PROVIDED DATA -
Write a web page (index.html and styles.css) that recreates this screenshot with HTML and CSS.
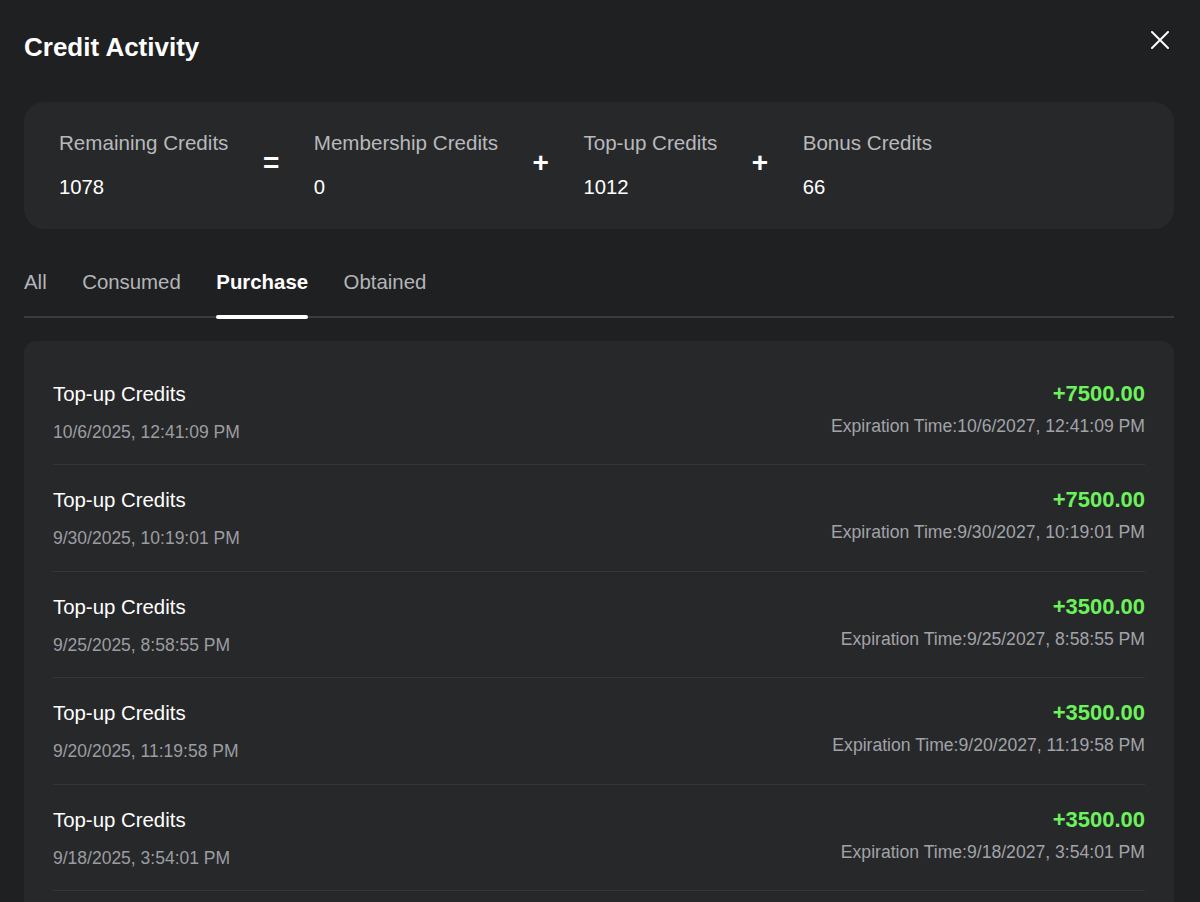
FILE: index.html
```html
<!DOCTYPE html>
<html lang="en">
<head>
    <meta charset="UTF-8">
    <meta name="viewport" content="width=device-width, initial-scale=1.0">
    <title>Credit Activity</title>
    <link rel="stylesheet" href="styles.css">
</head>
<body>
    <div class="modal">
        <div class="modal-header">
            <h1 class="modal-title">Credit Activity</h1>
            <button class="close-button" aria-label="Close">
                <svg width="18" height="18" viewBox="0 0 18 18">
                    <path d="M1 1 L17 17 M17 1 L1 17" stroke="#fff" stroke-width="2" stroke-linecap="round" fill="none"/>
                </svg>
            </button>
        </div>

        <div class="summary">
            <div class="summary-item">
                <div class="summary-label">Remaining Credits</div>
                <div class="summary-value">1078</div>
            </div>
            <div class="summary-op">=</div>
            <div class="summary-item">
                <div class="summary-label">Membership Credits</div>
                <div class="summary-value">0</div>
            </div>
            <div class="summary-op">+</div>
            <div class="summary-item">
                <div class="summary-label">Top-up Credits</div>
                <div class="summary-value">1012</div>
            </div>
            <div class="summary-op">+</div>
            <div class="summary-item">
                <div class="summary-label">Bonus Credits</div>
                <div class="summary-value">66</div>
            </div>
        </div>

        <div class="tabs">
            <div class="tab">All</div>
            <div class="tab">Consumed</div>
            <div class="tab active">Purchase</div>
            <div class="tab">Obtained</div>
        </div>

        <div class="activity-list">
            <div class="activity-row">
                <div class="activity-left">
                    <div class="activity-title">Top-up Credits</div>
                    <div class="activity-date">10/6/2025, 12:41:09 PM</div>
                </div>
                <div class="activity-right">
                    <div class="activity-amount">+7500.00</div>
                    <div class="activity-expire">Expiration Time:10/6/2027, 12:41:09 PM</div>
                </div>
            </div>
            <div class="activity-row">
                <div class="activity-left">
                    <div class="activity-title">Top-up Credits</div>
                    <div class="activity-date">9/30/2025, 10:19:01 PM</div>
                </div>
                <div class="activity-right">
                    <div class="activity-amount">+7500.00</div>
                    <div class="activity-expire">Expiration Time:9/30/2027, 10:19:01 PM</div>
                </div>
            </div>
            <div class="activity-row">
                <div class="activity-left">
                    <div class="activity-title">Top-up Credits</div>
                    <div class="activity-date">9/25/2025, 8:58:55 PM</div>
                </div>
                <div class="activity-right">
                    <div class="activity-amount">+3500.00</div>
                    <div class="activity-expire">Expiration Time:9/25/2027, 8:58:55 PM</div>
                </div>
            </div>
            <div class="activity-row">
                <div class="activity-left">
                    <div class="activity-title">Top-up Credits</div>
                    <div class="activity-date">9/20/2025, 11:19:58 PM</div>
                </div>
                <div class="activity-right">
                    <div class="activity-amount">+3500.00</div>
                    <div class="activity-expire">Expiration Time:9/20/2027, 11:19:58 PM</div>
                </div>
            </div>
            <div class="activity-row">
                <div class="activity-left">
                    <div class="activity-title">Top-up Credits</div>
                    <div class="activity-date">9/18/2025, 3:54:01 PM</div>
                </div>
                <div class="activity-right">
                    <div class="activity-amount">+3500.00</div>
                    <div class="activity-expire">Expiration Time:9/18/2027, 3:54:01 PM</div>
                </div>
            </div>
        </div>
    </div>
</body>
</html>
```

FILE: styles.css
```css
html {
    background-color: #1f2022;
}

body {
    margin: 0;
    font-family: "Liberation Sans", Arial, sans-serif;
    background-color: #1f2022;
    color: #fff;
}

.modal {
    padding: 32px 26px 0 24px;
}

.modal-header {
    display: flex;
    justify-content: space-between;
    align-items: center;
    height: 30px;
}

.modal-title {
    margin: 0;
    font-size: 26px;
    line-height: 30px;
    font-weight: bold;
}

.close-button {
    display: flex;
    align-items: center;
    justify-content: center;
    width: 24px;
    height: 24px;
    padding: 0;
    margin-top: -14px;
    margin-right: 2px;
    background: none;
    border: none;
    cursor: pointer;
}

.summary {
    display: flex;
    align-items: center;
    gap: 34.5px;
    margin-top: 40px;
    padding: 29px 35px 30px;
    background-color: #27282a;
    border-radius: 20px;
}

.summary-label {
    font-size: 20.6px;
    line-height: 24px;
    color: #b8b9bc;
}

.summary-value {
    margin-top: 20px;
    font-size: 20.3px;
    line-height: 24px;
    color: #fff;
}

.summary-op {
    font-size: 28px;
    line-height: 30px;
    font-weight: bold;
    color: #fff;
    margin-top: -4px;
}

.tabs {
    display: flex;
    gap: 35.5px;
    margin-top: 41px;
    border-bottom: 2px solid #3a3b3d;
}

.tab {
    position: relative;
    padding-bottom: 22px;
    font-size: 20.4px;
    line-height: 24px;
    color: #b4b5b8;
    cursor: pointer;
}

.tab.active {
    color: #fff;
    font-weight: bold;
}

.tab.active::after {
    content: "";
    position: absolute;
    left: 0;
    right: 0;
    bottom: -3px;
    height: 4px;
    background-color: #fff;
    border-radius: 2px;
}

.activity-list {
    margin-top: 23px;
    padding: 17.5px 29px 20px;
    background-color: #27282a;
    border-radius: 12px;
}

.activity-row {
    display: flex;
    justify-content: space-between;
    align-items: flex-start;
    padding: 24px 0 21.5px;
    border-bottom: 1px solid #353638;
}

.activity-title {
    font-size: 20.4px;
    line-height: 22px;
    color: #fff;
}

.activity-date {
    margin-top: 16px;
    font-size: 17.5px;
    line-height: 22px;
    color: #9c9da2;
}

.activity-right {
    text-align: right;
}

.activity-amount {
    font-size: 22px;
    line-height: 22px;
    font-weight: bold;
    color: #6cf25a;
}

.activity-expire {
    margin-top: 10px;
    font-size: 17.6px;
    line-height: 22px;
    color: #a2a3a8;
}
```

DESCRIPTION OF THE TASK - Take the listing above and print it exactly, apart from the pictures.

COMPLETED TASK -
Write a web page (index.html and styles.css) that recreates this screenshot with HTML and CSS.
FILE: index.html
```html
<!DOCTYPE html>
<html lang="en">
<head>
    <meta charset="UTF-8">
    <meta name="viewport" content="width=device-width, initial-scale=1.0">
    <title>Credit Activity</title>
    <link rel="stylesheet" href="styles.css">
</head>
<body>
    <div class="modal">
        <div class="modal-header">
            <h1 class="modal-title">Credit Activity</h1>
            <button class="close-button" aria-label="Close">
                <svg width="18" height="18" viewBox="0 0 18 18">
                    <path d="M1 1 L17 17 M17 1 L1 17" stroke="#fff" stroke-width="2" stroke-linecap="round" fill="none"/>
                </svg>
            </button>
        </div>

        <div class="summary">
            <div class="summary-item">
                <div class="summary-label">Remaining Credits</div>
                <div class="summary-value">1078</div>
            </div>
            <div class="summary-op">=</div>
            <div class="summary-item">
                <div class="summary-label">Membership Credits</div>
                <div class="summary-value">0</div>
            </div>
            <div class="summary-op">+</div>
            <div class="summary-item">
                <div class="summary-label">Top-up Credits</div>
                <div class="summary-value">1012</div>
            </div>
            <div class="summary-op">+</div>
            <div class="summary-item">
                <div class="summary-label">Bonus Credits</div>
                <div class="summary-value">66</div>
            </div>
        </div>

        <div class="tabs">
            <div class="tab">All</div>
            <div class="tab">Consumed</div>
            <div class="tab active">Purchase</div>
            <div class="tab">Obtained</div>
        </div>

        <div class="activity-list">
            <div class="activity-row">
                <div class="activity-left">
                    <div class="activity-title">Top-up Credits</div>
                    <div class="activity-date">10/6/2025, 12:41:09 PM</div>
                </div>
                <div class="activity-right">
                    <div class="activity-amount">+7500.00</div>
                    <div class="activity-expire">Expiration Time:10/6/2027, 12:41:09 PM</div>
                </div>
            </div>
            <div class="activity-row">
                <div class="activity-left">
                    <div class="activity-title">Top-up Credits</div>
                    <div class="activity-date">9/30/2025, 10:19:01 PM</div>
                </div>
                <div class="activity-right">
                    <div class="activity-amount">+7500.00</div>
                    <div class="activity-expire">Expiration Time:9/30/2027, 10:19:01 PM</div>
                </div>
            </div>
            <div class="activity-row">
                <div class="activity-left">
                    <div class="activity-title">Top-up Credits</div>
                    <div class="activity-date">9/25/2025, 8:58:55 PM</div>
                </div>
                <div class="activity-right">
                    <div class="activity-amount">+3500.00</div>
                    <div class="activity-expire">Expiration Time:9/25/2027, 8:58:55 PM</div>
                </div>
            </div>
            <div class="activity-row">
                <div class="activity-left">
                    <div class="activity-title">Top-up Credits</div>
                    <div class="activity-date">9/20/2025, 11:19:58 PM</div>
                </div>
                <div class="activity-right">
                    <div class="activity-amount">+3500.00</div>
                    <div class="activity-expire">Expiration Time:9/20/2027, 11:19:58 PM</div>
                </div>
            </div>
            <div class="activity-row">
                <div class="activity-left">
                    <div class="activity-title">Top-up Credits</div>
                    <div class="activity-date">9/18/2025, 3:54:01 PM</div>
                </div>
                <div class="activity-right">
                    <div class="activity-amount">+3500.00</div>
                    <div class="activity-expire">Expiration Time:9/18/2027, 3:54:01 PM</div>
                </div>
            </div>
        </div>
    </div>
</body>
</html>
```

FILE: styles.css
```css
html {
    background-color: #1f2022;
}

body {
    margin: 0;
    font-family: "Liberation Sans", Arial, sans-serif;
    background-color: #1f2022;
    color: #fff;
}

.modal {
    padding: 32px 26px 0 24px;
}

.modal-header {
    display: flex;
    justify-content: space-between;
    align-items: center;
    height: 30px;
}

.modal-title {
    margin: 0;
    font-size: 26px;
    line-height: 30px;
    font-weight: bold;
}

.close-button {
    display: flex;
    align-items: center;
    justify-content: center;
    width: 24px;
    height: 24px;
    padding: 0;
    margin-top: -14px;
    margin-right: 2px;
    background: none;
    border: none;
    cursor: pointer;
}

.summary {
    display: flex;
    align-items: center;
    gap: 34.5px;
    margin-top: 40px;
    padding: 29px 35px 30px;
    background-color: #27282a;
    border-radius: 20px;
}

.summary-label {
    font-size: 20.6px;
    line-height: 24px;
    color: #b8b9bc;
}

.summary-value {
    margin-top: 20px;
    font-size: 20.3px;
    line-height: 24px;
    color: #fff;
}

.summary-op {
    font-size: 28px;
    line-height: 30px;
    font-weight: bold;
    color: #fff;
    margin-top: -4px;
}

.tabs {
    display: flex;
    gap: 35.5px;
    margin-top: 41px;
    border-bottom: 2px solid #3a3b3d;
}

.tab {
    position: relative;
    padding-bottom: 22px;
    font-size: 20.4px;
    line-height: 24px;
    color: #b4b5b8;
    cursor: pointer;
}

.tab.active {
    color: #fff;
    font-weight: bold;
}

.tab.active::after {
    content: "";
    position: absolute;
    left: 0;
    right: 0;
    bottom: -3px;
    height: 4px;
    background-color: #fff;
    border-radius: 2px;
}

.activity-list {
    margin-top: 23px;
    padding: 17.5px 29px 20px;
    background-color: #27282a;
    border-radius: 12px;
}

.activity-row {
    display: flex;
    justify-content: space-between;
    align-items: flex-start;
    padding: 24px 0 21.5px;
    border-bottom: 1px solid #353638;
}

.activity-title {
    font-size: 20.4px;
    line-height: 22px;
    color: #fff;
}

.activity-date {
    margin-top: 16px;
    font-size: 17.5px;
    line-height: 22px;
    color: #9c9da2;
}

.activity-right {
    text-align: right;
}

.activity-amount {
    font-size: 22px;
    line-height: 22px;
    font-weight: bold;
    color: #6cf25a;
}

.activity-expire {
    margin-top: 10px;
    font-size: 17.6px;
    line-height: 22px;
    color: #a2a3a8;
}
```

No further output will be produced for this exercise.